** begin INFORMATION PROVIDED **

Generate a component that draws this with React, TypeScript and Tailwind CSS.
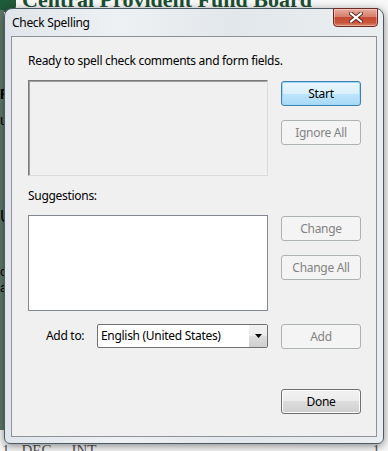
import React from "react"

const ui = { fontFamily: '"Noto Sans", "Open Sans", Arial, sans-serif' }

function WinButton({ label, kind = "normal" }: { label: string; kind?: "normal" | "default" | "disabled" }) {
    if (kind === "disabled") {
        return (
            <div className="w-[80px] h-[25px] rounded-[3px] border border-[#adb2b5] bg-[#f4f4f4] flex items-center justify-center text-[12px] text-[#838383]">
                {label}
            </div>
        )
    }
    if (kind === "default") {
        return (
            <div className="w-[80px] h-[25px] rounded-[3px] border border-[#3c7fb1] bg-[linear-gradient(#eaf6fd_0%,#d9f0fc_50%,#bee6fd_50%,#a7d9f5_100%)] shadow-[inset_0_0_0_1px_#9fd8f9] flex items-center justify-center text-[12px] text-black">
                {label}
            </div>
        )
    }
    return (
        <div className="w-[80px] h-[25px] rounded-[3px] border border-[#707070] bg-[linear-gradient(#f2f2f2_0%,#ebebeb_50%,#dddddd_50%,#cfcfcf_100%)] shadow-[inset_0_0_0_1px_#fcfcfc] flex items-center justify-center text-[12px] text-black">
            {label}
        </div>
    )
}

export default function App() {
    return (
        <div className="relative w-[388px] h-[451px] overflow-hidden bg-[#f7f7f7] tracking-[-0.3px]" style={ui}>
            {/* page behind the dialog */}
            <div className="absolute inset-0 tracking-normal">
                <div className="absolute left-0 top-[-8px] w-[16px] h-[20px] bg-[#1f5a3a] rounded-r-[6px]" />
                <div
                    className="absolute left-[22px] top-[-13px] text-[22px] leading-[25px] font-bold text-[#1c4f33] whitespace-nowrap"
                    style={{ fontFamily: '"Liberation Serif", serif' }}
                >
                    Central Provident Fund Board
                </div>
                <div className="absolute left-0 top-[10px] w-[4px] h-[420px] bg-[#5f7a6a]" />
                <div className="absolute left-0 top-[84px] text-[14px] font-bold text-black" style={{ fontFamily: '"Liberation Sans", sans-serif' }}>F</div>
                <div className="absolute left-0 top-[110px] text-[14px] text-black" style={{ fontFamily: '"Liberation Sans", sans-serif' }}>u</div>
                <div className="absolute left-0 top-[205px] text-[16px] text-black" style={{ fontFamily: '"Liberation Sans", sans-serif' }}>U</div>
                <div className="absolute left-0 top-[262px] text-[13px] text-black" style={{ fontFamily: '"Liberation Sans", sans-serif' }}>c</div>
                <div className="absolute left-0 top-[278px] text-[13px] text-black" style={{ fontFamily: '"Liberation Sans", sans-serif' }}>a</div>
                <div
                    className="absolute left-0 right-0 top-[442px] flex text-[15px] leading-[17px] text-[#555]"
                    style={{ fontFamily: '"Liberation Serif", serif' }}
                >
                    <span className="ml-[2px]">1</span>
                    <span className="ml-[12px]">DEC</span>
                    <span className="ml-[20px]">INT</span>
                    <span className="ml-auto mr-[8px]">1</span>
                </div>
            </div>

            {/* dialog window */}
            <div className="absolute left-[4px] top-[8px] w-[380px] h-[436px] rounded-t-[8px] rounded-b-[6px] border border-[#4e5a63] bg-[linear-gradient(90deg,#dfe5ea_0%,#eef1f4_30%,#e2e7eb_60%,#eaeef1_100%)] shadow-[0_2px_8px_rgba(0,0,0,0.45)] flex flex-col">
                <div className="h-[27px] flex items-start pl-[7px] relative">
                    <span className="mt-[6px] text-[12px] leading-[16px] text-black">Check Spelling</span>
                    <div className="absolute right-[5px] top-[-1px] w-[45px] h-[19px] rounded-b-[4px] border border-[#6e2a20] bg-[linear-gradient(#e8a99c_0%,#d7806e_45%,#c74a35_50%,#c8553c_80%,#d98a6c_100%)] shadow-[inset_0_0_0_1px_rgba(255,255,255,0.35)] flex items-center justify-center">
                        <svg width="14" height="11" viewBox="0 0 14 11">
                            <path d="M2 1.5 L12 9.5 M12 1.5 L2 9.5" stroke="#5a2a22" strokeWidth="4" strokeLinecap="square" />
                            <path d="M2 1.5 L12 9.5 M12 1.5 L2 9.5" stroke="#ffffff" strokeWidth="2" strokeLinecap="square" />
                        </svg>
                    </div>
                </div>

                {/* client area */}
                <div className="mx-[6px] mb-[6px] flex-1 border border-[#8e9296] bg-[#f0f0f0] pl-[16px] pt-[16px] flex flex-col">
                    <p className="text-[12px] leading-[16px] text-black">Ready to spell check comments and form fields.</p>

                    <div className="flex mt-[11px]">
                        <div className="w-[240px] h-[96px] border border-[#7a7a7a] border-r-[#dcdcdc] border-b-[#dcdcdc] shadow-[inset_1px_1px_0_#a0a0a0] bg-[#f0f0f0]" />
                        <div className="ml-[13px] mt-[1px] flex flex-col gap-[14px]">
                            <WinButton label="Start" kind="default" />
                            <WinButton label="Ignore All" kind="disabled" />
                        </div>
                    </div>

                    <p className="mt-[12px] text-[12px] leading-[16px] text-black">Suggestions:</p>

                    <div className="flex mt-[11px]">
                        <div className="w-[240px] h-[96px] border border-[#828790] bg-white" />
                        <div className="ml-[13px] mt-[1px] flex flex-col gap-[14px]">
                            <WinButton label="Change" kind="disabled" />
                            <WinButton label="Change All" kind="disabled" />
                        </div>
                    </div>

                    <div className="flex mt-[13px] items-start">
                        <div className="w-[240px] flex items-center h-[24px]">
                            <span className="ml-[18px] w-[51px] text-[12px] text-black">Add to:</span>
                            <div className="w-[171px] h-[24px] border border-[#707070] rounded-[2px] bg-white flex items-center">
                                <span className="flex-1 pl-[3px] text-[12px] text-black">English (United States)</span>
                                <div className="w-[18px] h-[22px] bg-[linear-gradient(#f2f2f2_0%,#ebebeb_50%,#dddddd_50%,#cfcfcf_100%)] flex items-center justify-center">
                                    <svg width="7" height="4" viewBox="0 0 7 4">
                                        <path d="M0 0 H7 L3.5 4 Z" fill="#000" />
                                    </svg>
                                </div>
                            </div>
                        </div>
                        <div className="ml-[13px]">
                            <WinButton label="Add" kind="disabled" />
                        </div>
                    </div>

                    <div className="flex mt-[40px]">
                        <div className="ml-[253px]">
                            <WinButton label="Done" />
                        </div>
                    </div>
                </div>
            </div>
        </div>
    )
}
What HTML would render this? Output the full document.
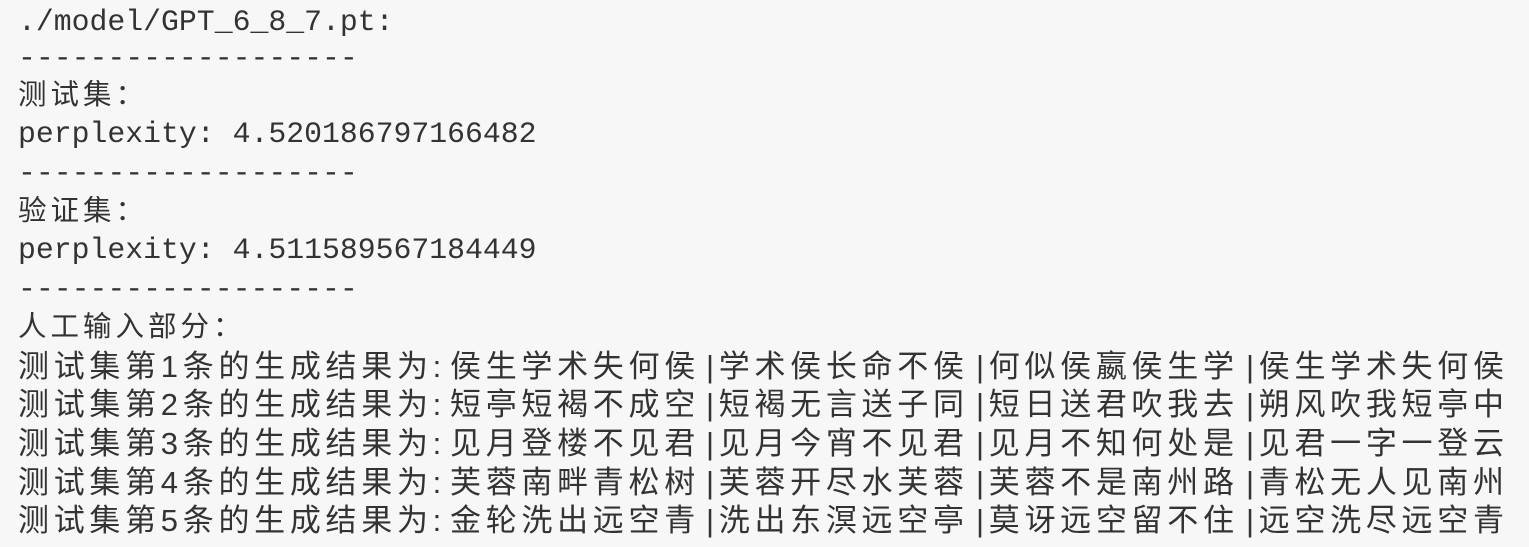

** end INFORMATION PROVIDED **

WHAT TO DO: Copy every line above that holds the word "this".

THE COMPLETED TASK:
Generate a component that draws this with React, TypeScript and Tailwind CSS.
What HTML would render this? Output the full document.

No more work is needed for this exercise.